Not me, Deborah! I don’t need to howl at the moon to know I’m doing something that is a true and just expression of my nature — even if at times it feels like breaking stones. And, if I might correct Bukowski —
If you have to get drunk to do it,
enable it on the natch before you lecture others,
or don’t do it.
That’s my E!
Recently read one of Bukowski’s letters railing against writing “programs”. His advice, like the advice given to me years ago by a mentor, was simple – if you want to write, then write.
You can’t *not* write – it finds its way. The words will out.
Yummy poem. I appreciate the call-to-action aspect! It reminds me of Rilke’s advice, “Find out the reason that commands you to write; see whether it has spread its roots into the very depths of your heart; confess to yourself whether you would have to die if you were forbidden to write. This most of all: ask yourself in the most silent hour of the night: Must I write?”
Lazarusdodge and Mockingbird, thank you for such informed additions to this topic. I was not familiar with either Bukowski’s quote or that of Rilke. Valuable contributions, both.
If you don’t mind my taking up yet more space, I found the quotes I was looking for. This is from “Reach For The Sun”, a book of Bukowski’s collected letters:
“I put the words down and I forget them. Somebody once asked me what my theory of life was and I said, ‘Don’t try.’ That fits the writing too.
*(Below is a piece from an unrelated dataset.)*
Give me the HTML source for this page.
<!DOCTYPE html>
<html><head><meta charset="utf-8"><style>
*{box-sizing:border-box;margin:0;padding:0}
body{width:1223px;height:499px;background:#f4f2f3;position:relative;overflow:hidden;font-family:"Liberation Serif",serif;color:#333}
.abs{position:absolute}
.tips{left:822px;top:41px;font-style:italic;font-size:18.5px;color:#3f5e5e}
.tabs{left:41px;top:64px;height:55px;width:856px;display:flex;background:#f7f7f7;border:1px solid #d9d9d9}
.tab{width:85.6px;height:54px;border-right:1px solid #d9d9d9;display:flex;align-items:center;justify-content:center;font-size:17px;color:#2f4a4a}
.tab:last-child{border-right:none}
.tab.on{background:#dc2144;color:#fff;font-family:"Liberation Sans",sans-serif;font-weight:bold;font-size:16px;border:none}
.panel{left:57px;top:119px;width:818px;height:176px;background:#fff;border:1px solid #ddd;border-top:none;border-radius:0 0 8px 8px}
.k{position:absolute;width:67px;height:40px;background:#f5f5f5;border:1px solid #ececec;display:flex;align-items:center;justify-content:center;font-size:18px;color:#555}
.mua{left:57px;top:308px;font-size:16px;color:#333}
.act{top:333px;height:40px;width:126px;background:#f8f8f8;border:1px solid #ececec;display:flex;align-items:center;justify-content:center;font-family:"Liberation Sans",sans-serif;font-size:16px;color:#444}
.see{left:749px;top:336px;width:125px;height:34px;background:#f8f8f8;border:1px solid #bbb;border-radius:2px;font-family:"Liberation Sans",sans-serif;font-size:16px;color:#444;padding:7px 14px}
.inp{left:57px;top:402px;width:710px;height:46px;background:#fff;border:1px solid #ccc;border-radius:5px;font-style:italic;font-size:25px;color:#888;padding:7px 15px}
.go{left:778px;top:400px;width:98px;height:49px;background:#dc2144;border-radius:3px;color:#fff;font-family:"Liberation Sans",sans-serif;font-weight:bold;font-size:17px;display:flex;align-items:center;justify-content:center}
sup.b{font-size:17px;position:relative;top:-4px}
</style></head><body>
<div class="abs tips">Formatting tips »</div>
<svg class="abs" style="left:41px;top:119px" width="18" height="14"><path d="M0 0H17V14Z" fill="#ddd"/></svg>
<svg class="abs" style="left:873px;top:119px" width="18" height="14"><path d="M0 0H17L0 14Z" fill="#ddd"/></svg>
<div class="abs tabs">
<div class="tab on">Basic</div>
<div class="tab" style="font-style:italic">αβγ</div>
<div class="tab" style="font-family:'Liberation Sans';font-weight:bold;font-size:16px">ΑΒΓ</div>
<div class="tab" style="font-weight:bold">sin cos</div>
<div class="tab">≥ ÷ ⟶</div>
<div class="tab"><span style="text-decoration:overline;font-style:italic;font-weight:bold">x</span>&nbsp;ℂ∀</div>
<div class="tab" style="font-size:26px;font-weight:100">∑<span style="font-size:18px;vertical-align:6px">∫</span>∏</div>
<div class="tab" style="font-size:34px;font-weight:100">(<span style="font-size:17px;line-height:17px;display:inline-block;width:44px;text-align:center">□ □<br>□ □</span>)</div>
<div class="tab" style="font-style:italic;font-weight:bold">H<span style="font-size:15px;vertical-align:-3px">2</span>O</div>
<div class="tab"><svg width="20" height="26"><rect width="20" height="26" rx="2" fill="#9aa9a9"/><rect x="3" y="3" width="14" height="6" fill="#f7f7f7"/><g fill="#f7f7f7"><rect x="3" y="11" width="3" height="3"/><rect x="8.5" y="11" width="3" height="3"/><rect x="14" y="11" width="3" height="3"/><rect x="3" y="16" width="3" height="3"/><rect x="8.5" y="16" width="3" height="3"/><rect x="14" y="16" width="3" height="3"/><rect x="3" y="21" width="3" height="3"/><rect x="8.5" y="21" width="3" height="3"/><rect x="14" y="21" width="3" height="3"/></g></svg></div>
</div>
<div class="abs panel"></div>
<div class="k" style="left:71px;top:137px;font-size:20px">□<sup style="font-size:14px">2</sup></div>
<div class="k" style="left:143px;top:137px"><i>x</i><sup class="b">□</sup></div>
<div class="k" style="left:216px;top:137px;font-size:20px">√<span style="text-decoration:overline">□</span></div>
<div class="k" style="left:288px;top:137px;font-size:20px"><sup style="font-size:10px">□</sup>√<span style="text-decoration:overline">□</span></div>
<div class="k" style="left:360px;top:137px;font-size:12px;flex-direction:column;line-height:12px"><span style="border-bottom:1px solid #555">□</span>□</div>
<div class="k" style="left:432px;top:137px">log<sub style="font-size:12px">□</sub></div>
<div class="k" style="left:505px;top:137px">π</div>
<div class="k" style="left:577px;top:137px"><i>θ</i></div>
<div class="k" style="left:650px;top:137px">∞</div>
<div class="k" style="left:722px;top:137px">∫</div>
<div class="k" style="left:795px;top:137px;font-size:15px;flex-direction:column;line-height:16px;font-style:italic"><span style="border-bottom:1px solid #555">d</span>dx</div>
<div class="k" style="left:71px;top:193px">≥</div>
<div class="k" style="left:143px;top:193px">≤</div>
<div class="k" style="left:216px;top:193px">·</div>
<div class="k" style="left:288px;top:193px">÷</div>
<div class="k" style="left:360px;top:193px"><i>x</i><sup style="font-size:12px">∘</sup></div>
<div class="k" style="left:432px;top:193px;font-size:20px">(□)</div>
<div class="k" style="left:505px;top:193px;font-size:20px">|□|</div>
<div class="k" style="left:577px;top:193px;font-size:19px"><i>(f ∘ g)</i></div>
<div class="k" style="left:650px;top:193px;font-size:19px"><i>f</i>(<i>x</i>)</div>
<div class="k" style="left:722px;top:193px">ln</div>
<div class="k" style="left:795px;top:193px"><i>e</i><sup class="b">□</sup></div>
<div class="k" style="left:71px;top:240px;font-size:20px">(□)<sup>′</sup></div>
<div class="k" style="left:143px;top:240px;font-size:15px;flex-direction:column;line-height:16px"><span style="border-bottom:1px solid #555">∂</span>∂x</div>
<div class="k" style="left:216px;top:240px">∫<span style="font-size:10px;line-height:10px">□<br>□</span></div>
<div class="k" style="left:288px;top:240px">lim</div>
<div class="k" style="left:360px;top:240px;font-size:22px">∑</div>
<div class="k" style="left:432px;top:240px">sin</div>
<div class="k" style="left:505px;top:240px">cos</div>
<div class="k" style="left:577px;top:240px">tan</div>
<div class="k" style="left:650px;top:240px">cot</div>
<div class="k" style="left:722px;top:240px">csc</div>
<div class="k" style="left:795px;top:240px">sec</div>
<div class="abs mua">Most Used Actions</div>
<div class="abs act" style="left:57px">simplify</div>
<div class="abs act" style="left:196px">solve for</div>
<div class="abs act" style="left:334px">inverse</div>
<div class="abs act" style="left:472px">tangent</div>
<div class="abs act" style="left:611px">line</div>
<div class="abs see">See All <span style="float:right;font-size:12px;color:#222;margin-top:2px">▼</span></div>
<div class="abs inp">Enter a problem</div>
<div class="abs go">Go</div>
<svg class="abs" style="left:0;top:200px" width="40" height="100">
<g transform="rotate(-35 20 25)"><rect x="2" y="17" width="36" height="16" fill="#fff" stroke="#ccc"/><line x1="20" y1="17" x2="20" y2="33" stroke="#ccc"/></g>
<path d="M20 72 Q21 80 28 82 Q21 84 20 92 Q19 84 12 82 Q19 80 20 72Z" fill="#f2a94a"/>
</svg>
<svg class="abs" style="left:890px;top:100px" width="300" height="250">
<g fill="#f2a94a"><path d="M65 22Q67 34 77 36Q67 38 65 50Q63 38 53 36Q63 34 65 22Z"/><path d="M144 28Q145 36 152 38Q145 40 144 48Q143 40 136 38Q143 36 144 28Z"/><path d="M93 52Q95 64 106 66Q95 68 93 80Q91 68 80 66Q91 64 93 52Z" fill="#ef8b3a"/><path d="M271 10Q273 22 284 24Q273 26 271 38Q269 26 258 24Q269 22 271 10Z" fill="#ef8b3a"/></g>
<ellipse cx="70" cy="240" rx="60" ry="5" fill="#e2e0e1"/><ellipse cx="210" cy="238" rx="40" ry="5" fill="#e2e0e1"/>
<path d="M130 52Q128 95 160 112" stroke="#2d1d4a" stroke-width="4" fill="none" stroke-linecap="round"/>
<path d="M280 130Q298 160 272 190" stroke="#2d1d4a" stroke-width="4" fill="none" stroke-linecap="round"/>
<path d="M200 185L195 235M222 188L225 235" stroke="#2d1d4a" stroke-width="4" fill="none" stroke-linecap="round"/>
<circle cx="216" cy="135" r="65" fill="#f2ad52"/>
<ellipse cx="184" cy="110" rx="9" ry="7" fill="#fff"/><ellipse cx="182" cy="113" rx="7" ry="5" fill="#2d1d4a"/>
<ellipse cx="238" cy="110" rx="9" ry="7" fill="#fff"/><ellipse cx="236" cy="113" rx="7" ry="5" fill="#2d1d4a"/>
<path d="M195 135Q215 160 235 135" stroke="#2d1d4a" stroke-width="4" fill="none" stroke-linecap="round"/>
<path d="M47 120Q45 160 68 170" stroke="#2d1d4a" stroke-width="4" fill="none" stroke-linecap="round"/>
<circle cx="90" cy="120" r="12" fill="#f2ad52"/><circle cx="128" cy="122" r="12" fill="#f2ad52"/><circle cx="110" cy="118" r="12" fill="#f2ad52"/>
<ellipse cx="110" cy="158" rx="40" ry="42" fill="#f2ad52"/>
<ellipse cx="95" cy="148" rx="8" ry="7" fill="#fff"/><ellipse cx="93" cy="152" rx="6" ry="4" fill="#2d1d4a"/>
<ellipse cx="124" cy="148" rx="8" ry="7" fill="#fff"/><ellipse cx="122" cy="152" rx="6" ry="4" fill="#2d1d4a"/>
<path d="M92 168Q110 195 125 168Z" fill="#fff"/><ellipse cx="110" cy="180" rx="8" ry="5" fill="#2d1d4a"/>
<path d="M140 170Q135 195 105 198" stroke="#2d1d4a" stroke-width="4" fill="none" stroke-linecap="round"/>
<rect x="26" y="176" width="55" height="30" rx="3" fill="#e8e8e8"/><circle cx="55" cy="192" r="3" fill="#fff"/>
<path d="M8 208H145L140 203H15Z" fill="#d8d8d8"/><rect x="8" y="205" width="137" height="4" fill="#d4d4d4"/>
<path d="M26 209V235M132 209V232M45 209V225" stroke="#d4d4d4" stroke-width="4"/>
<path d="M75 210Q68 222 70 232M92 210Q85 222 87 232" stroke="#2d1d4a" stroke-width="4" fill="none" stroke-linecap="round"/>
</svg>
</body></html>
I don’t try, I just type, and if I say any more that that, I’m trying.
Like right now I’m drinking this Concannon petite sirah, vintage 1976 and listening to classical music on the radio and I’ve got this capitalistic silly itch to shape a poem or something like that”
– To Joe Stapen, December 28, 1980
“How can I tell anybody how to write? Most of the time when I sit down at this machine I don’t know what the fuck’s coming out…We don’t need poetry writing seminars, we need poetry writers; we don’t need discussions, we need a few people hacking it out, typing, getting it down. And we need less snobbery and less poetry gang-factions.”
– To Joe Stapen, August 8, 1981
It’s why I’ve been reading him for years….
L, thank you, thank you for these excellent quotes. I particularly love this sentiment: “We need less snobbery and less poetry gang-factions.”